* Dataset extract
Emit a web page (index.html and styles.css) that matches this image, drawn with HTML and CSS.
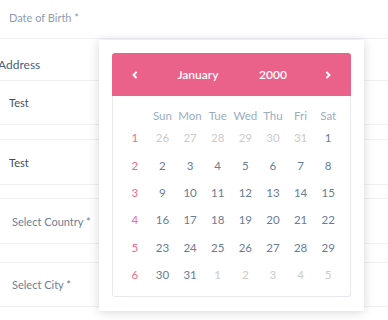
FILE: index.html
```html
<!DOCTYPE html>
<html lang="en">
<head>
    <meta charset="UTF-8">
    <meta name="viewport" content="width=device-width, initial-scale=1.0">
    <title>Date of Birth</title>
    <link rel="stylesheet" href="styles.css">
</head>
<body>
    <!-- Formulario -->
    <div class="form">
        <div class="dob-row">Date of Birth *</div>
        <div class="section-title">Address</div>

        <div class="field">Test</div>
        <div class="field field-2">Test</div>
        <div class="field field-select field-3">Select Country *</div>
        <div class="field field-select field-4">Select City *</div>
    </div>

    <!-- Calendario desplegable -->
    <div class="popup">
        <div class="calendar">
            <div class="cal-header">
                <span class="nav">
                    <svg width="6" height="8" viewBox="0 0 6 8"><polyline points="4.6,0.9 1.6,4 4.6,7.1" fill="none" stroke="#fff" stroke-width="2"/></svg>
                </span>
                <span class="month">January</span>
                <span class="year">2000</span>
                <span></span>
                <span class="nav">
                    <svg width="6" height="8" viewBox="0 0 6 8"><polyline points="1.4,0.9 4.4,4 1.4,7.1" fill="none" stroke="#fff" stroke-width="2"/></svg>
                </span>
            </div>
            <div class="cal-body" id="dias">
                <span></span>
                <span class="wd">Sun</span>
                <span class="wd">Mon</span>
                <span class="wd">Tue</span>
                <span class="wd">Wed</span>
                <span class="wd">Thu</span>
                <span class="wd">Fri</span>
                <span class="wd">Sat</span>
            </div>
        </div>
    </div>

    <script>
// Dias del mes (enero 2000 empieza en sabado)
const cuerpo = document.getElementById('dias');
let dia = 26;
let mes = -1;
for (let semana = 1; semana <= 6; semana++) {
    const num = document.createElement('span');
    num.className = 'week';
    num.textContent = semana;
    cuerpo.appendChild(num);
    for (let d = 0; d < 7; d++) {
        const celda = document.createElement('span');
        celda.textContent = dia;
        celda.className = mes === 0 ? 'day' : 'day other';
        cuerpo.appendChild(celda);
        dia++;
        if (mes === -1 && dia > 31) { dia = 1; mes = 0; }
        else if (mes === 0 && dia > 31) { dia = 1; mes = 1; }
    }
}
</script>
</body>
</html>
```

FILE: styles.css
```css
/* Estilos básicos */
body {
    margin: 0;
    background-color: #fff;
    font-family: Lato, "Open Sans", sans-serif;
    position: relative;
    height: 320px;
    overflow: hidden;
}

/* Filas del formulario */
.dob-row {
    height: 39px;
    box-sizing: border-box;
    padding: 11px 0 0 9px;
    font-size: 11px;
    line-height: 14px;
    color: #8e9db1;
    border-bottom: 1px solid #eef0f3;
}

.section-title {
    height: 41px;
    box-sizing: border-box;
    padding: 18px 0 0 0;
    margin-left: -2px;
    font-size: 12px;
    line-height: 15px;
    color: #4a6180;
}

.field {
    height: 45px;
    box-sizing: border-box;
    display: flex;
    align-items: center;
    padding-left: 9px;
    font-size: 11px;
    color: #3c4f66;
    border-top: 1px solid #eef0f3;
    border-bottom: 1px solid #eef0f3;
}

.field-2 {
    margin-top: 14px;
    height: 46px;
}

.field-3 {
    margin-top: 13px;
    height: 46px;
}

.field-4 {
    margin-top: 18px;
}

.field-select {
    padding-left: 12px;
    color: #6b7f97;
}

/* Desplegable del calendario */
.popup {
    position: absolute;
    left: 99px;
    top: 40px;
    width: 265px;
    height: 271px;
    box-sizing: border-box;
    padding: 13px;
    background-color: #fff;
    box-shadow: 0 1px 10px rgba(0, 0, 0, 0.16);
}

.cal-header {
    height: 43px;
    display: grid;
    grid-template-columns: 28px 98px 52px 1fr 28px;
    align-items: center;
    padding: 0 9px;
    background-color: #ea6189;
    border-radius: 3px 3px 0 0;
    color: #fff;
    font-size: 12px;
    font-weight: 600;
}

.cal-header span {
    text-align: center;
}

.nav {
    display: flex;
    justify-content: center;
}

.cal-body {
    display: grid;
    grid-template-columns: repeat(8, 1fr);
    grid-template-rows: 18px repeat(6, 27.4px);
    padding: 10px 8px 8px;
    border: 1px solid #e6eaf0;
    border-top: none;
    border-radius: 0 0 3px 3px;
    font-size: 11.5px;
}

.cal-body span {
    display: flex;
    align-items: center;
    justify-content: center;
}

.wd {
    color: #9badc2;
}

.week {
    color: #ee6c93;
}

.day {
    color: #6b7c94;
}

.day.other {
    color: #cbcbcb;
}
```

* Instructions for the task
Leave the images out and output the remaining material exactly as it stands.

* Response to this task
Emit a web page (index.html and styles.css) that matches this image, drawn with HTML and CSS.
FILE: index.html
```html
<!DOCTYPE html>
<html lang="en">
<head>
    <meta charset="UTF-8">
    <meta name="viewport" content="width=device-width, initial-scale=1.0">
    <title>Date of Birth</title>
    <link rel="stylesheet" href="styles.css">
</head>
<body>
    <!-- Formulario -->
    <div class="form">
        <div class="dob-row">Date of Birth *</div>
        <div class="section-title">Address</div>

        <div class="field">Test</div>
        <div class="field field-2">Test</div>
        <div class="field field-select field-3">Select Country *</div>
        <div class="field field-select field-4">Select City *</div>
    </div>

    <!-- Calendario desplegable -->
    <div class="popup">
        <div class="calendar">
            <div class="cal-header">
                <span class="nav">
                    <svg width="6" height="8" viewBox="0 0 6 8"><polyline points="4.6,0.9 1.6,4 4.6,7.1" fill="none" stroke="#fff" stroke-width="2"/></svg>
                </span>
                <span class="month">January</span>
                <span class="year">2000</span>
                <span></span>
                <span class="nav">
                    <svg width="6" height="8" viewBox="0 0 6 8"><polyline points="1.4,0.9 4.4,4 1.4,7.1" fill="none" stroke="#fff" stroke-width="2"/></svg>
                </span>
            </div>
            <div class="cal-body" id="dias">
                <span></span>
                <span class="wd">Sun</span>
                <span class="wd">Mon</span>
                <span class="wd">Tue</span>
                <span class="wd">Wed</span>
                <span class="wd">Thu</span>
                <span class="wd">Fri</span>
                <span class="wd">Sat</span>
            </div>
        </div>
    </div>

    <script>
// Dias del mes (enero 2000 empieza en sabado)
const cuerpo = document.getElementById('dias');
let dia = 26;
let mes = -1;
for (let semana = 1; semana <= 6; semana++) {
    const num = document.createElement('span');
    num.className = 'week';
    num.textContent = semana;
    cuerpo.appendChild(num);
    for (let d = 0; d < 7; d++) {
        const celda = document.createElement('span');
        celda.textContent = dia;
        celda.className = mes === 0 ? 'day' : 'day other';
        cuerpo.appendChild(celda);
        dia++;
        if (mes === -1 && dia > 31) { dia = 1; mes = 0; }
        else if (mes === 0 && dia > 31) { dia = 1; mes = 1; }
    }
}
</script>
</body>
</html>
```

FILE: styles.css
```css
/* Estilos básicos */
body {
    margin: 0;
    background-color: #fff;
    font-family: Lato, "Open Sans", sans-serif;
    position: relative;
    height: 320px;
    overflow: hidden;
}

/* Filas del formulario */
.dob-row {
    height: 39px;
    box-sizing: border-box;
    padding: 11px 0 0 9px;
    font-size: 11px;
    line-height: 14px;
    color: #8e9db1;
    border-bottom: 1px solid #eef0f3;
}

.section-title {
    height: 41px;
    box-sizing: border-box;
    padding: 18px 0 0 0;
    margin-left: -2px;
    font-size: 12px;
    line-height: 15px;
    color: #4a6180;
}

.field {
    height: 45px;
    box-sizing: border-box;
    display: flex;
    align-items: center;
    padding-left: 9px;
    font-size: 11px;
    color: #3c4f66;
    border-top: 1px solid #eef0f3;
    border-bottom: 1px solid #eef0f3;
}

.field-2 {
    margin-top: 14px;
    height: 46px;
}

.field-3 {
    margin-top: 13px;
    height: 46px;
}

.field-4 {
    margin-top: 18px;
}

.field-select {
    padding-left: 12px;
    color: #6b7f97;
}

/* Desplegable del calendario */
.popup {
    position: absolute;
    left: 99px;
    top: 40px;
    width: 265px;
    height: 271px;
    box-sizing: border-box;
    padding: 13px;
    background-color: #fff;
    box-shadow: 0 1px 10px rgba(0, 0, 0, 0.16);
}

.cal-header {
    height: 43px;
    display: grid;
    grid-template-columns: 28px 98px 52px 1fr 28px;
    align-items: center;
    padding: 0 9px;
    background-color: #ea6189;
    border-radius: 3px 3px 0 0;
    color: #fff;
    font-size: 12px;
    font-weight: 600;
}

.cal-header span {
    text-align: center;
}

.nav {
    display: flex;
    justify-content: center;
}

.cal-body {
    display: grid;
    grid-template-columns: repeat(8, 1fr);
    grid-template-rows: 18px repeat(6, 27.4px);
    padding: 10px 8px 8px;
    border: 1px solid #e6eaf0;
    border-top: none;
    border-radius: 0 0 3px 3px;
    font-size: 11.5px;
}

.cal-body span {
    display: flex;
    align-items: center;
    justify-content: center;
}

.wd {
    color: #9badc2;
}

.week {
    color: #ee6c93;
}

.day {
    color: #6b7c94;
}

.day.other {
    color: #cbcbcb;
}
```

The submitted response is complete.